Overall, I’m not knocking Grab-N-Go for being a blatant Five Guys clone despite having an In-N-Out logo clone. Their food was alright, and did its job in satiating my need for lunch. Cost about as much as Five Guys, and the cashier was cute and nice, and the place was clean. It’s a perfectly fine establishment, and I don’t wish the place any ill-will, but facts are facts, the place is a complete Five Guys clone.
It’s funny how all of this transpired. One of the endless debates nowadays, along the lines of Ginger or Mary-Ann/Betty or Veronica, is In-N-Out or Five Guys? And here we have Grab-N-Go, which sure, took a little too many liberties from In-N-Out’s logo, and drew the ire of In-N-Out to the point of legal action, but in actuality, they’re really a Five Guys copycat.
That’s like breeding a 7’1, 300 lb. big black basketball player to be the next Shaq, but then he turns out being a three-point marksman like Jeff Hornacek.
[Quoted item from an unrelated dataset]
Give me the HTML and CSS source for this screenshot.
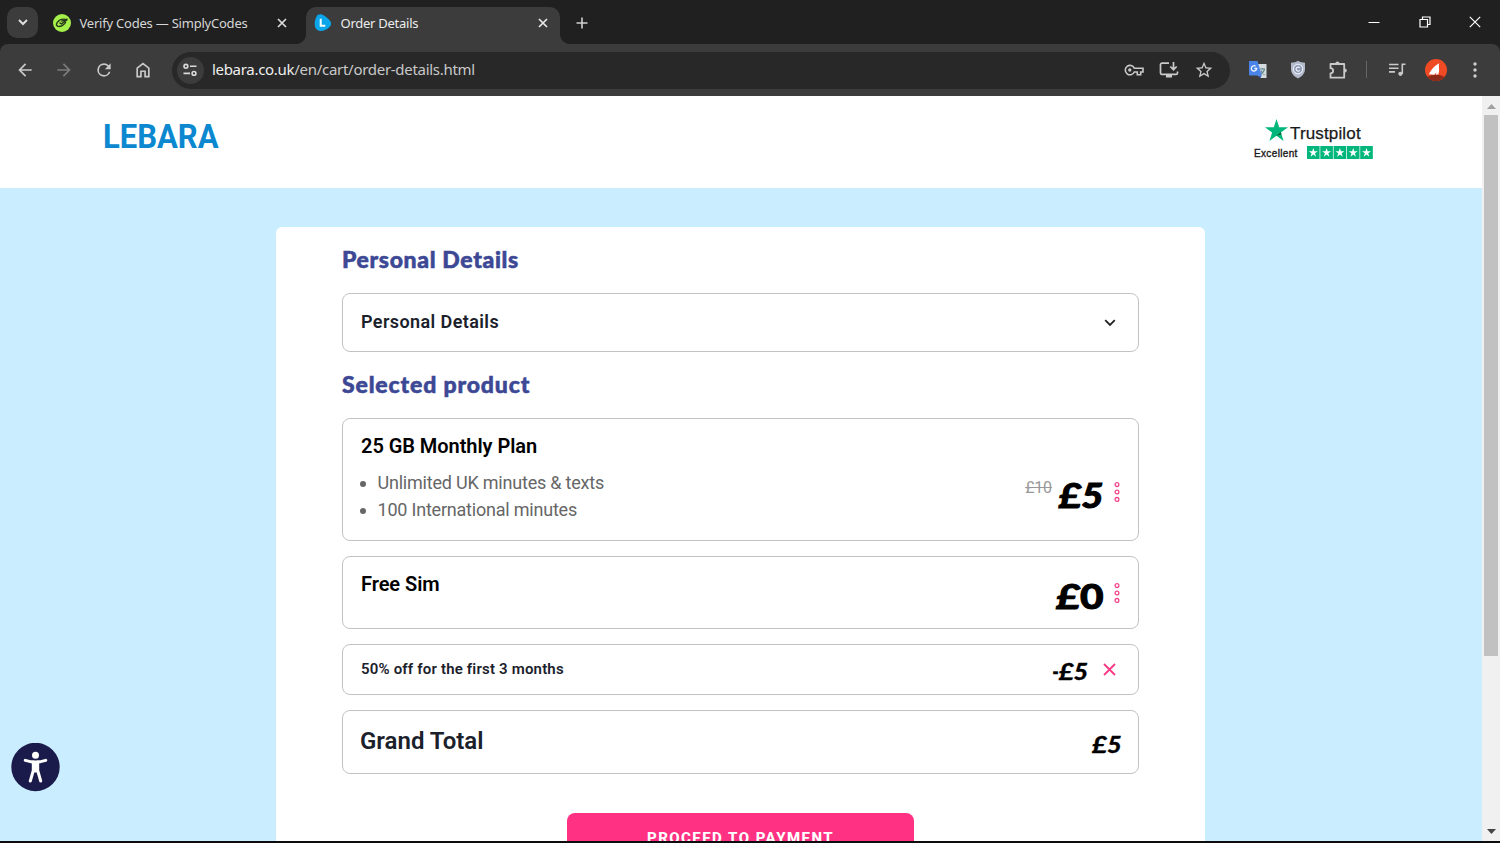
FILE: index.html
```html
<!DOCTYPE html>
<html lang="en">
<head>
<meta charset="utf-8">
<title>Order Details</title>
<link rel="stylesheet" href="styles.css">
</head>
<body>
<div class="browser">
  <div class="tabstrip">
    <div class="tab-search"><svg width="10" height="7" viewBox="0 0 10 7"><path d="M1 1l4 4 4-4" fill="none" stroke="#dedede" stroke-width="2"/></svg></div>
    <div class="tab tab-idle">
      <svg class="favicon" width="18" height="18" viewBox="0 0 18 18"><circle cx="9" cy="9" r="9" fill="#a5f04b"/><path d="M11.800 5.200C9.500 4.700 6 6 4.300 8.300c-1.500 2-.9 3.900 1 4.100 2.700.3 6.200-1.700 7.500-4.400" fill="none" stroke="#26351b" stroke-width="1.400"/><path d="M6.500 8.700l2 1.300 5.700-4.400M8.300 7.300l6.200-2.500" fill="none" stroke="#26351b" stroke-width="1.400"/></svg>
      <span class="tab-title title-codes">Verify Codes — SimplyCodes</span>
      <svg class="tab-close" width="10" height="10" viewBox="0 0 10 10"><path d="M1 1l8 8M9 1L1 9" stroke="#dcdcdc" stroke-width="1.700"/></svg>
    </div>
    <div class="tab tab-active">
      <svg class="favicon" width="18" height="18" viewBox="0 0 18 18"><path d="M8.500.8C6-.2 3.500.6 2.400 2.700 1.200 5.300.4 8 .8 11.300c.4 3.600 2.200 5.500 5.400 5.600 3.600.1 6.200-1 8.900-3.400 2.600-2.400 2.700-5 .5-7.300C13.300 3.800 11 1.800 8.500.8z" fill="#0ba5ea"/><path d="M6.700 4.800v7h4.600" fill="none" stroke="#fff" stroke-width="2"/></svg>
      <span class="tab-title title-order">Order Details</span>
      <svg class="tab-close" width="10" height="10" viewBox="0 0 10 10"><path d="M1 1l8 8M9 1L1 9" stroke="#e8e8e8" stroke-width="1.700"/></svg>
    </div>
    <svg class="new-tab" width="12" height="12" viewBox="0 0 12 12"><path d="M6 .5v11M.5 6h11" stroke="#d0d0d0" stroke-width="1.600"/></svg>
    <div class="window-buttons">
      <svg width="12" height="12" viewBox="0 0 12 12"><path d="M.5 6.500h11" stroke="#fff" stroke-width="1"/></svg>
      <svg width="12" height="12" viewBox="0 0 12 12" fill="none" stroke="#fff" stroke-width="1.200"><path d="M1 3.500h7.500V11H1zM3.500 3.500V1H11v7.500H8.500"/></svg>
      <svg width="12" height="12" viewBox="0 0 12 12"><path d="M.8.800l10.400 10.400M11.200.800L.8 11.200" stroke="#fff" stroke-width="1.200"/></svg>
    </div>
  </div>

  <div class="toolbar">
    <div class="nav-buttons">
      <svg width="20" height="20" viewBox="0 0 24 24" fill="#c9c9c9"><path d="M20 11H7.830l5.590-5.590L12 4l-8 8 8 8 1.410-1.410L7.830 13H20z"/></svg>
      <svg width="20" height="20" viewBox="0 0 24 24" fill="#7b7b7b"><path d="M12 4l-1.410 1.410L16.170 11H4v2h12.170l-5.580 5.590L12 20l8-8z"/></svg>
      <svg width="20" height="20" viewBox="0 0 24 24" fill="#c9c9c9"><path d="M17.650 6.350A7.960 7.960 0 0 0 12 4a8 8 0 1 0 7.730 10h-2.080A6 6 0 1 1 12 6c1.660 0 3.140.69 4.220 1.780L13 11h7V4z"/></svg>
      <svg width="20" height="20" viewBox="0 0 24 24" fill="none" stroke="#c9c9c9" stroke-width="2"><path d="M5 9.700L12 4.300l7 5.400V20h-4.500v-6.500h-5V20H5z"/></svg>
    </div>
    <div class="address">
      <div class="site-info"><svg width="14" height="14" viewBox="0 0 14 14" fill="none" stroke="#dadada" stroke-width="1.600"><circle cx="2.900" cy="3.300" r="1.900"/><path d="M7 3.300h6.500M.5 10.400H7"/><circle cx="11" cy="10.400" r="1.900"/></svg></div>
      <span class="url"><span class="host">lebara.co.uk</span>/en/cart/order-details.html</span>
      <div class="address-actions">
        <svg width="20" height="14" viewBox="0 0 20 14" fill="none" stroke="#c9c9c9" stroke-width="1.600"><path d="M10.300 5.200a4.700 4.700 0 1 0 0 3.800h3v2.700h3.400V9H19V5.200z"/><circle cx="5.800" cy="7" r="1.700" fill="#c9c9c9" stroke="none"/></svg>
        <svg width="20" height="18" viewBox="0 0 20 18" fill="none" stroke="#c9c9c9" stroke-width="1.700"><path d="M10 2.200H3a1.500 1.500 0 0 0-1.500 1.500v8.200A1.500 1.500 0 0 0 3 13.400h14a1.500 1.500 0 0 0 1.500-1.500v-1.500M14.500 1v7.500M11.300 5.500l3.200 3.200 3.200-3.200"/><path d="M7 13.400h6v3.100H7z" fill="#c9c9c9" stroke="none"/></svg>
        <svg width="20" height="20" viewBox="0 0 24 24" fill="#c9c9c9"><path d="M22 9.240l-7.190-.62L12 2 9.190 8.630 2 9.240l5.460 4.730L5.820 21 12 17.270 18.180 21l-1.630-7.030zM12 15.400l-3.760 2.270 1-4.280-3.320-2.880 4.380-.38L12 6.100l1.710 4.040 4.380.38-3.320 2.880 1 4.280z"/></svg>
      </div>
    </div>
    <div class="extensions">
      <svg width="20" height="20" viewBox="0 0 20 20"><path d="M8 4h10.500v14H13L8 14z" fill="#d5dbdd"/><path d="M12 9h5M14.500 8v1.500M16.500 9.500c-1 3-2.500 4-4 5M13 10.500c.5 2 2 3.500 3.500 4.300" fill="none" stroke="#648792" stroke-width="1.200"/><path d="M1 1h8.500l4.200 14.500H2A1 1 0 0 1 1 14.500z" fill="#4b84e8"/><path d="M9.800 15.500h3.900L12 18.300z" fill="#2c5bc0"/><path d="M7.600 6.200A2.700 2.700 0 1 0 8.700 8.500H6.400" fill="none" stroke="#eef4ff" stroke-width="1.300"/></svg>
      <svg width="16" height="19" viewBox="0 0 16 19"><path d="M8 .8C5.500 2.200 3.500 2.700 1 2.800V9c0 4.300 2.800 7.400 7 9.400 4.200-2 7-5.100 7-9.400V2.800C12.500 2.700 10.500 2.200 8 .8z" fill="#b3bacb"/><circle cx="8" cy="9" r="4.600" fill="#8f9ab7" stroke="#e6eaf4" stroke-width="1.300"/><path d="M9.700 7.900a2 2 0 1 0 0 2.400" fill="none" stroke="#f1f3fa" stroke-width="1.200"/></svg>
      <svg width="20" height="20" viewBox="0 0 20 20" fill="none" stroke="#c9c9c9" stroke-width="1.800"><path d="M2.500 4h13.700v13.700H2.500v-4.200c3.500-.3 3.500-5 0-5.300z" stroke-linejoin="round"/><path d="M7.300 3.500a2.100 2.100 0 0 1 4.200 0zM16.700 8.500a2.100 2.100 0 0 1 0 4.200z" fill="#c9c9c9" stroke="none"/></svg>
      <span class="divider"></span>
      <svg width="18" height="16" viewBox="0 0 18 16" fill="none" stroke="#c9c9c9" stroke-width="1.600"><path d="M1 2.500h9.500M1 6.200h9.500M1 9.900h6M17.500 2.300h-3.200V12"/><circle cx="12.400" cy="11.800" r="2.100" fill="#c9c9c9" stroke="none"/></svg>
      <svg width="22" height="22" viewBox="0 0 22 22"><circle cx="11" cy="11" r="11" fill="#f04a25"/><path d="M2.500 18c4.500-3 12.500-3 17 0a11 11 0 0 1-17 0z" fill="#8e2a19"/><path d="M3.800 15.300C6.500 10.500 9.500 6.300 14.200 4.300c-1 3.500.9 7-.9 11l-2.300.5.300-2.300-2 2.300z" fill="#fff"/></svg>
      <svg width="4" height="18" viewBox="0 0 4 18" fill="#cecece"><circle cx="2" cy="3" r="1.700"/><circle cx="2" cy="9" r="1.700"/><circle cx="2" cy="15" r="1.700"/></svg>
    </div>
  </div>

  <div class="viewport">
    <div class="page">
      <header class="site-header">
        <div class="logo">LEBARA</div>
        <div class="trustpilot">
          <div class="tp-brand"><svg width="23" height="22" viewBox="0 0 24 23"><path d="M12 0l2.830 8.700H24l-7.400 5.400L19.400 23 12 17.400 4.600 23l2.800-8.900L0 8.700h9.170z" fill="#00b67a"/><path d="M17.200 16l-.7-2.100-4.500 3.500z" fill="#005128"/></svg><span>Trustpilot</span></div>
          <div class="tp-rating"><span>Excellent</span>
            <svg width="66" height="13" viewBox="0 0 66 13"><defs><g id="star"><path d="M0 0h12.600v13H0z" fill="#00b67a"/><path d="M6.300 2l1.050 3.300h3.450L8 7.300l1.050 3.400L6.300 8.600l-2.750 2.100L4.600 7.300 1.800 5.300h3.450z" fill="#fff"/></g></defs><use href="#star"/><use href="#star" x="13.300"/><use href="#star" x="26.600"/><use href="#star" x="39.900"/><use href="#star" x="53.200"/></svg>
          </div>
        </div>
      </header>
      <main class="order">
        <h2 class="h-personal">Personal Details</h2>
        <section class="box accordion"><span>Personal Details</span><svg width="12" height="8" viewBox="0 0 12 8"><path d="M1.200 1.200L6 6l4.800-4.800" fill="none" stroke="#222" stroke-width="1.800"/></svg></section>
        <h2 class="h-product">Selected product</h2>
        <section class="box plan">
          <div><h3>25 GB Monthly Plan</h3>
            <ul><li>Unlimited UK minutes &amp; texts</li><li>100 International minutes</li></ul></div>
          <div class="plan-price"><s>£10</s><span class="price big"><i>£5</i></span><svg class="dots" width="6" height="20" viewBox="0 0 6 20" fill="none" stroke="#f1468c" stroke-width="1.300"><circle cx="3" cy="2.600" r="1.900"/><circle cx="3" cy="10" r="1.900"/><circle cx="3" cy="17.400" r="1.900"/></svg></div>
        </section>
        <section class="box sim">
          <h3>Free Sim</h3>
          <div class="sim-price"><span class="price big zero"><i>£</i>0</span><svg class="dots" width="6" height="20" viewBox="0 0 6 20" fill="none" stroke="#f1468c" stroke-width="1.300"><circle cx="3" cy="2.600" r="1.900"/><circle cx="3" cy="10" r="1.900"/><circle cx="3" cy="17.400" r="1.900"/></svg></div>
        </section>
        <section class="box discount">
          <span class="offer">50% off for the first 3 months</span>
          <div class="discount-price"><span class="price"><span class="minus">-</span><i>£5</i></span><svg width="13" height="13" viewBox="0 0 13 13"><path d="M1 1l11 11M12 1L1 12" stroke="#f93a84" stroke-width="1.800"/></svg></div>
        </section>
        <section class="box total"><strong>Grand Total</strong><span class="price"><i>£5</i></span></section>
        <button class="pay">PROCEED TO PAYMENT</button>
      </main>
      <div class="a11y"><svg width="49" height="49" viewBox="0 0 49 49"><circle cx="24.500" cy="24" r="24.200" fill="#1b1b4b"/><circle cx="24.500" cy="12.300" r="3.500" fill="#fff"/><path d="M14.300 17.300c6.500 2.200 13.900 2.200 20.400 0" fill="none" stroke="#fff" stroke-width="3" stroke-linecap="round"/><path d="M22.300 19v8.500L19.300 38M26.700 19v8.500l3 10.500" fill="none" stroke="#fff" stroke-width="3" stroke-linecap="round"/><path d="M21 18h7v9.500l-2 2h-3l-2-2z" fill="#fff"/></svg></div>
    </div>
    <div class="scrollbar">
      <svg width="9" height="5" viewBox="0 0 9 5"><path d="M0 5l4.500-5L9 5z" fill="#a0a0a0"/></svg>
      <div class="thumb"></div>
      <svg class="down" width="9" height="5" viewBox="0 0 9 5"><path d="M0 0l4.500 5L9 0z" fill="#444"/></svg>
    </div>
  </div>
</div>
</body>
</html>
```
FILE: styles.css
```css
* { box-sizing: border-box; }
body { margin: 0; background: #0c0c0c; font-family: Roboto, sans-serif; }
svg { display: block; flex: none; }
h2, h3, ul { margin: 0; }

.browser { height: 843px; overflow: hidden; display: flex; flex-direction: column; padding-bottom: 2px; background: linear-gradient(#202020 60px, #0c0c0c 60px); }
.tabstrip { height: 44px; flex: none; background: #202020; display: flex; align-items: flex-start; }
.tab-search { width: 31px; height: 31px; margin: 7px 0 0 7px; border-radius: 10px; background: #3c3c3c; display: flex; align-items: center; justify-content: center; }
.tab { display: flex; align-items: center; white-space: nowrap; font-family: "Noto Sans", sans-serif; font-size: 13px; color: #d6d6d6; }
.tab-idle { width: 268px; height: 32px; margin-top: 7px; padding: 0 19px 0 15px; }
.tab-active { position: relative; width: 254px; height: 37px; margin-top: 7px; padding: 0 12px 5px 8px; border-radius: 10px 10px 0 0; background: #3c3c3c; color: #ececec; }
.tab-active::before, .tab-active::after { content: ""; position: absolute; bottom: 0; width: 10px; height: 10px; }
.tab-active::before { left: -10px; background: radial-gradient(circle at 0 0, #202020 9.500px, #3c3c3c 10.500px); }
.tab-active::after { right: -10px; background: radial-gradient(circle at 100% 0, #202020 9.500px, #3c3c3c 10.500px); }
.tab-title { margin-left: 8.500px; }
.title-codes { letter-spacing: -.22px; }
.title-order { letter-spacing: -.26px; }
.tab-close { margin-left: auto; }
.new-tab { margin: 17px 0 0 16px; }
.window-buttons { margin: 16px 19px 0 auto; display: flex; gap: 38.500px; }

.toolbar { height: 52px; flex: none; background: #3c3c3c; border-radius: 8px 8px 0 0; display: flex; align-items: center; }
.nav-buttons { display: flex; gap: 19.300px; margin-left: 15px; }
.address { width: 1058px; height: 37px; margin-left: 19px; border-radius: 19px; background: #282828; display: flex; align-items: center; padding: 0 16px 0 5px; }
.site-info { width: 27px; height: 27px; border-radius: 50%; background: #3c3c3c; display: flex; align-items: center; justify-content: center; }
.url { margin: -2px 0 0 8px; font-family: "Noto Sans", sans-serif; font-size: 15px; letter-spacing: -.29px; color: #c8c8c8; white-space: nowrap; }
.host { color: #eee; }
.address-actions { margin: -1px 0 0 auto; display: flex; align-items: center; gap: 15px; }
.extensions { display: flex; align-items: center; margin: -1px 0 0 18.500px; }
.extensions svg:nth-child(2) { margin-left: 21.500px; }
.extensions svg:nth-child(3) { margin-left: 22.500px; }
.divider { width: 1px; height: 17px; margin-left: 18px; background: #666; }
.extensions svg:nth-child(5) { margin-left: 21px; }
.extensions svg:nth-child(6) { margin-left: 19px; }
.extensions svg:nth-child(7) { margin-left: 26px; }

.viewport { flex: 1; min-height: 0; display: flex; }
.page { position: relative; width: 1482px; overflow: hidden; background: #caeeff; }
.site-header { height: 92px; background: #fff; display: flex; justify-content: space-between; align-items: flex-start; padding: 23px 109px 0 103px; }
.logo { font: 700 34px/34px Roboto, sans-serif; color: #0b88cf; transform: scaleX(.912); transform-origin: 0 0; }
.trustpilot { width: 119px; font-family: "Liberation Sans", sans-serif; color: #191919; }
.tp-brand { display: flex; margin-left: 11px; height: 26px; font-size: 17px; line-height: 29px; letter-spacing: .15px; -webkit-text-stroke: .25px; }
.tp-brand span { margin-left: 2px; }
.tp-rating { display: flex; justify-content: space-between; margin-top: 1px; font-size: 10px; line-height: 15px; letter-spacing: .35px; -webkit-text-stroke: .35px; white-space: nowrap; }

.order { width: 929px; height: 700px; margin: 39px 0 0 276px; padding: 16px 66px 0; border-radius: 6px 6px 0 0; background: #fff; display: flex; flex-direction: column; }
.order h2 { font: 900 23px/32px Lato, sans-serif; letter-spacing: .65px; -webkit-text-stroke: .55px; color: #3d4895; white-space: nowrap; }
.order .h-product { margin-top: 16px; letter-spacing: .85px; }
.box { border: 1px solid #c3c3c3; border-radius: 8px; display: flex; justify-content: space-between; width: 797px; flex: none; padding-left: 18px; }
.accordion { height: 59px; margin-top: 18px; align-items: center; padding-right: 22px; font-size: 18px; font-weight: 600; color: #1b212b; letter-spacing: .4px; }
.accordion span { margin-top: -2px; }
.plan { height: 123px; margin-top: 18px; padding-top: 14px; }
.box h3 { font-size: 20px; line-height: 26px; font-weight: 600; color: #000; letter-spacing: -.05px; }
.plan ul { margin-top: 11px; padding-left: 16.500px; font-size: 18px; line-height: 26.500px; color: #666; letter-spacing: -.21px; }
.price { font-family: Lato, sans-serif; font-weight: 900; font-size: 23px; line-height: 28px; color: #000; white-space: nowrap; transform: scaleX(1.1); transform-origin: 100% 0; -webkit-text-stroke: .3px; }
.big { font-size: 35px; line-height: 40px; -webkit-text-stroke: .9px; }
.zero { transform: scaleX(1.16); }
.plan-price { display: flex; align-items: flex-start; padding: 41px 18px 0 0; }
.plan-price s { font-size: 16px; line-height: 24px; color: #999; margin: 2px 11px 0 0; letter-spacing: -.2px; }
.dots { margin: 7.500px 0 0 10.500px; }
.sim { height: 73px; margin-top: 15px; padding: 14px 18px 0; }
.sim-price { display: flex; margin-top: 4px; }
.discount { height: 51px; margin-top: 15px; align-items: center; padding-right: 22px; }
.discount .price { margin-top: 2px; }
.minus { display: inline-block; transform: scaleX(.7); transform-origin: 100% 50%; }
.offer { font-size: 15px; font-weight: 600; color: #1b212b; letter-spacing: .18px; margin-top: -1px; }
.discount-price { display: flex; align-items: center; gap: 15px; }
.total { height: 64px; margin-top: 15px; align-items: center; padding: 0 16px 0 17px; }
.total strong { font-size: 24px; font-weight: 600; color: #1b212b; margin-top: -2px; }
.total .price { margin-top: 3px; }
.pay { flex: none; width: 347px; height: 50px; margin: 39px 0 0 225px; border: 0; border-radius: 8px; background: #ff3183; color: #fff; font: 800 15px/20px Roboto, sans-serif; letter-spacing: 1.450px; padding: 0; }
.a11y { position: absolute; left: 11px; top: 647px; }

.scrollbar { width: 18px; background: #f0f0f0; display: flex; flex-direction: column; align-items: center; padding: 8px 0 7px; }
.thumb { width: 14px; height: 541px; margin-top: 6px; background: #c1c1c1; }
.down { margin-top: auto; }
```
Or building a muscle car, only to have it become a hybrid. Or growing a fruit that looks like an apple but is citrus on the inside. The company that has a more legitimate ground for legal action for copyright infringement isn’t the one taking it.
Oh yeah, Grab-N-Go also had all-you-can-eat shelled peanuts for you to eat while you wait, just like Five Guys. Strike three? Or is that four or five by now?